OK then, let’s try this for an “environmental” argument.
I believe ChuckFicken’s savings in terms of KwHs consumed a little inflated, if for no other reason no seasonality has been factored in. However, no matter. I reckon in a week in the winter I might consume at most 200 watts of lighting (using conventional bulbs) per hour for about twelve hours a day. My consumption is thus about 17Kw per week (incidentally, my supplier charges be just 10p per Kwh, not over 13p quoted by CF). Assuming I make the 80% savings quoted by using unsuitable, hazardous light bulbs that make some people ill this means I will save about 13Kw of juice in a week.
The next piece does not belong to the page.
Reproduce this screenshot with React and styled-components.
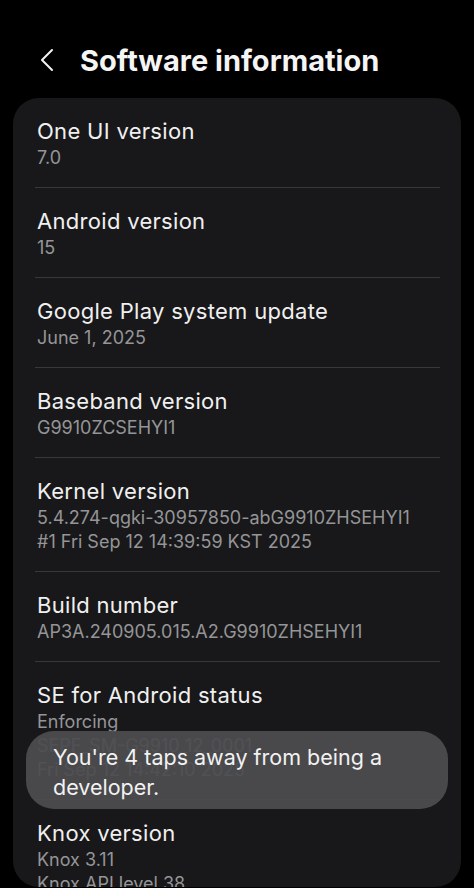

Now, yesterday I was in a branch of a major department store. They had three sets of double doors, all wide open. Each opening was “protected” from the elements by the use of a “curtain” fan heater. I have looked at these things in the past and I know that they each consume between 18 and 25Kw of electricity per hour. So this place was using around 60Kw each hour essentially to heat up the street. Assuming the store is open a (conservative) sixty hours each week, they are consuming 3600Kw a week. No “EU directives” exist to stop this ridiculous waste of energy but I am forced into using unsuitable light bulbs to make energy savings that are cancelled out almost 300 times over by a single store.
The light bulb directive is a prime example of the EU using its might to force consumers into activities under the guise that they are somehow saving the planet. They would do better to issue an edict forcing stores to keep their doors shut in winter. Far less inconvenient, far more effective.
But that’s not really what the EU is about, is it?